Sunday, 17 August 2014
Loch Lomond Single Malt
It is sometimes difficult to choose what music to pair with a particular whisky, or vice-versa. For me it has been based a lot on personal preference, in other words the music that is in my collection. Sometimes a random coincidence that I am able to find that ties the two together such as a historical event will also help. The difficulty comes when I am unfamiliar with the whisky before me. This issue has come up several times over the course of the "Advent Calender Sessions" and may come up again ( I have four samples left). Todays' tasting is one of those days where I know nothing of the whisky or its distillery; however, I am in the mood for a particular album. So rather than try to find some random way to match music with this whisky I'm going to embark on a new approach, I'm going to listen to what I want while I drink the whisky before me.
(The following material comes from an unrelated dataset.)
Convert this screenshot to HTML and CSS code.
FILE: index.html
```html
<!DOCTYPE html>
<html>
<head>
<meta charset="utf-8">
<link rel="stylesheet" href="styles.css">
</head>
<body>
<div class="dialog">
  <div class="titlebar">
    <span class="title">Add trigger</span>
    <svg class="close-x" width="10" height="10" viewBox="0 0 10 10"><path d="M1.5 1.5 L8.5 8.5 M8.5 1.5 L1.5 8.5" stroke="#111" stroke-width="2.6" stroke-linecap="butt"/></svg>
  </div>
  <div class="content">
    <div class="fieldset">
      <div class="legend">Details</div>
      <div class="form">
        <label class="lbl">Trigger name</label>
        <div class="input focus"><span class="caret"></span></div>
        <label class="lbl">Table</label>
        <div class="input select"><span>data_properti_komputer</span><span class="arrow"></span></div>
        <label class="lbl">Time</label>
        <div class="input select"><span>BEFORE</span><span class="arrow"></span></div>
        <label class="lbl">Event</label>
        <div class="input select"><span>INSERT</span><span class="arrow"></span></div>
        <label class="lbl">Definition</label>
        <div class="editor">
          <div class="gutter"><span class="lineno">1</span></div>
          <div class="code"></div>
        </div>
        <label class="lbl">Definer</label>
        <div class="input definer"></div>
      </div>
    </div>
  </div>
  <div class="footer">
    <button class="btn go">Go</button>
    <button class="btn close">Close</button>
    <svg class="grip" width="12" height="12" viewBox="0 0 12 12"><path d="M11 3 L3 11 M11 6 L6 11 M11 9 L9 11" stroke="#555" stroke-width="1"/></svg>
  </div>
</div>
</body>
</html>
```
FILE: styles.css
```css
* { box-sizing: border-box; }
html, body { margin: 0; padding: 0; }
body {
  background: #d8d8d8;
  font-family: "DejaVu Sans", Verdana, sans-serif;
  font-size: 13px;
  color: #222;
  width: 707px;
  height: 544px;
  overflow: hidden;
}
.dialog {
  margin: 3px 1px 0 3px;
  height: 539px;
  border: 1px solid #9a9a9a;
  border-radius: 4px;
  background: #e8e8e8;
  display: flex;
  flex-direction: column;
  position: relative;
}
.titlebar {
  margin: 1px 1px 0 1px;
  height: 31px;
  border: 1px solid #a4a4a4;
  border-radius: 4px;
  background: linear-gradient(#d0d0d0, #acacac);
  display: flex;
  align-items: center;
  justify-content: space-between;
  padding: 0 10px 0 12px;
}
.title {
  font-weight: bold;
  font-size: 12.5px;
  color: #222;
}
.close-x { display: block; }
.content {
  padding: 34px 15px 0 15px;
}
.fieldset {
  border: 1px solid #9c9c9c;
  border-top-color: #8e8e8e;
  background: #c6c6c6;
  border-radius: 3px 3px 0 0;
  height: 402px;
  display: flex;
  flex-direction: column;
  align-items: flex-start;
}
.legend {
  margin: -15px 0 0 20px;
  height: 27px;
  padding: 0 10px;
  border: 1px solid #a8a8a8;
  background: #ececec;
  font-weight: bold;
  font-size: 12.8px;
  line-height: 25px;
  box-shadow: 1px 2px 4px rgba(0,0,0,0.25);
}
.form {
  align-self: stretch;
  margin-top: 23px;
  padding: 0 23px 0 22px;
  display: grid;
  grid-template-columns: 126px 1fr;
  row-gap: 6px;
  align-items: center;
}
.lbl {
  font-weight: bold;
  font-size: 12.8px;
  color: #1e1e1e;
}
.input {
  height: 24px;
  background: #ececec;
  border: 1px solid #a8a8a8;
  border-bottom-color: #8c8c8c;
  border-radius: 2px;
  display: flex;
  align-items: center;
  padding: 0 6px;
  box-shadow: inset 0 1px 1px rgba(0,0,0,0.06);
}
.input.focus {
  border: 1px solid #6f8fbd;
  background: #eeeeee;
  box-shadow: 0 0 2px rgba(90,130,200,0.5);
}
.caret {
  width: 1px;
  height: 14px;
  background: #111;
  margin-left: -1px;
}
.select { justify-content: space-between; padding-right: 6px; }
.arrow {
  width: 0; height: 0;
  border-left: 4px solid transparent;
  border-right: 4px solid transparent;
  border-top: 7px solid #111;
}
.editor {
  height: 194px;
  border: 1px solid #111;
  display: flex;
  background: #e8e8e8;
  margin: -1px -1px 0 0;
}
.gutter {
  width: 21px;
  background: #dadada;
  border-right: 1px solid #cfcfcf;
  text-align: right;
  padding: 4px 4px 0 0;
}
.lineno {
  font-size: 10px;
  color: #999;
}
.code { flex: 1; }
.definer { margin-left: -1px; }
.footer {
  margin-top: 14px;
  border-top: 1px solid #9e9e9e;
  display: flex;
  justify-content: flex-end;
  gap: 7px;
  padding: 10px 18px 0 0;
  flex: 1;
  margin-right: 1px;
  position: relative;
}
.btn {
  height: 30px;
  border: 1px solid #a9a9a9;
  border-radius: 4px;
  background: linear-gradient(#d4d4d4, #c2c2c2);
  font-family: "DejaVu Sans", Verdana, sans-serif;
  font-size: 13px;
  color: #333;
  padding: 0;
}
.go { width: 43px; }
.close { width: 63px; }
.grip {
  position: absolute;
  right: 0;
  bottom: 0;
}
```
What I do know (according to Wikipedia) of the Loch Lomond distillery is that it is in the Highland region and that the whisky is portrayed in Tintin comic books. I also read (in the Herald Scotland) that it was sold in early march for millions. Based on this information I think it is safe to say the mystery remains.
For musical accompaniment I am listening to "Them Crooked Vultures". This is what is often referred to as a "Super Group". This is because the members of the band are from other huge bands. The band consists of: John Paul Jones (Led Zeppelin), Dave Grohl ( Nirvana & The Foo Fighters) and Josh Homme (Queens of the Stone Age). These legends of rock came together in 2009. I have had their self titled album for several years but have never really found the time to listen to it in it's entirety. I am half way through the album now and I can say that it is fantastic. The music seems to be a blend of alternative rock and blues with some psychedelic tones. The influence of all the members can be heard and appreciated.
So with all of that said it is time to see how this unknown (by me) dram holds up to this music.
Nose: light, smooth a bit creamy with buttery notes and a something like wet wood in a forest.
Palate: Butter and spices come to mind. On the tail end there is something minty.
Finish: long and woody. The wood in this case is more like carpentry wood rather than the damp forest floor wood that I found on the nose. I also find a bit of fresh grass and some black pepper to be present.
Over all a not bad dram. It is nothing fantastic and I wouldn't go out of my way to find a bottle, but nor would I go out of my way to avoid it. I would actually say that there is something unique and interesting about this whisky. If you have the chance give it a try. At its' reported price, you have nothing to lose. As for the musical pairing I think it works The mouth feel really seems to blend well with the music, particularly during track 10.